= Terebinthus =

Purported pupil of Scythianus

Terebinthus (also Terebinthus of Turbo ) was a purported pupil of Scythianus, during the 1st to 2nd century AD, according to the writings of Christian writer and anti-Manichaean polemicist Cyril of Jerusalem, and is mentioned earlier in the anonymously written, critical biography of Mani known as Acta Archelai.

== Biography ==

According to Cyril's anti-Manichaean works and in other Orthodox polemic, Terebinthus went to Judaea and later returned to Syria Palaestina ("becoming known and condemned" there), and ultimately settled in Babylonia.
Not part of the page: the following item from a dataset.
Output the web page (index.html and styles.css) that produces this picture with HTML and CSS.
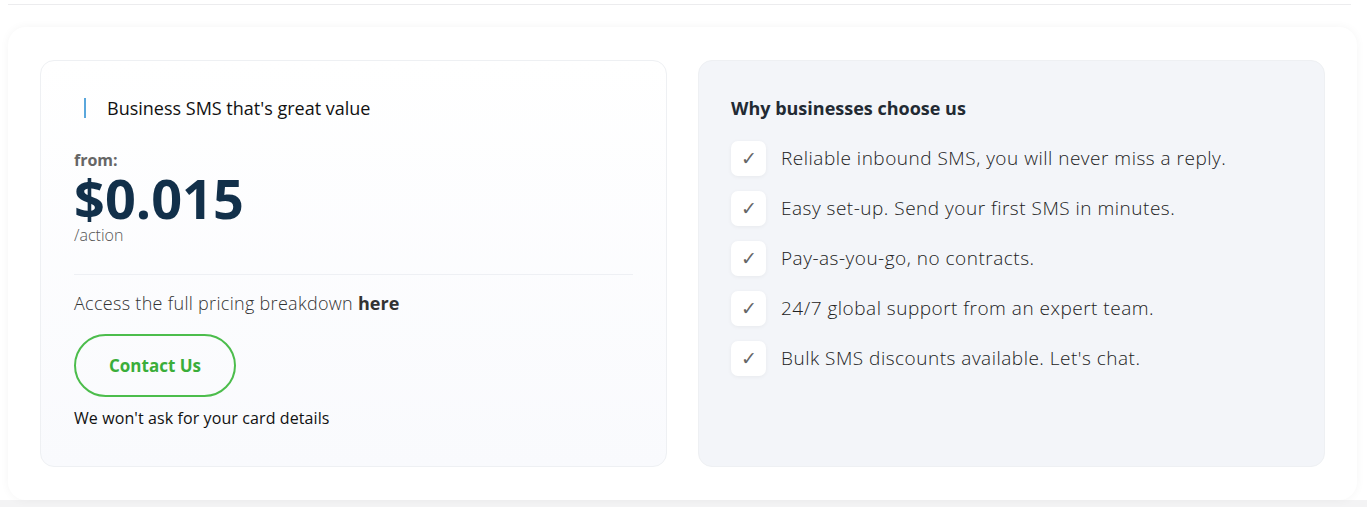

He is also said to have brought with him the books of Scythianus, which he presented upon his death to his lodger, a widow with a slave named Cubricus, who later changed his name to Mani. Mani allegedly studied the books, which thereby become the source of Manichean doctrine.

 But Terebinthus, his disciple in this wicked error, inherited his money and books and heresy, and came to Palestine, and becoming known and condemned in Judæa he resolved to pass into Persia: but lest he should be recognised there also by his name he changed it and called himself Buddas. However, he found adversaries there also in the priests of Mithras: and being confuted in the discussion of many arguments and controversies, and at last hard pressed, he took refuge with a certain widow. Then having gone up on the housetop, and summoned the dæmons of the air, whom the Manichees to this day invoke over their abominable ceremony of the fig, he was smitten of God, and cast down from the housetop, and expired: and so the second beast was cut off.
— Cyril of Jerusalem

This story can be found also in Acta Archelai, an anti-manichean scripture written in Syriac language, which is ascribed to the late 4th-century AD writer Hegemonios. The story is again repeat in Lexicon Suidae (10th century) in an article dedicated to Mani. According to the Lexicon, the names of the books were: Mysterium, Evangelium, Thesaurum and Capitum (meaning "Mystery", "Gospel", "Treasury", and "Book of Chapters" respectively).

However, according to A. A. Bevan, this account "has no claim to be considered historical".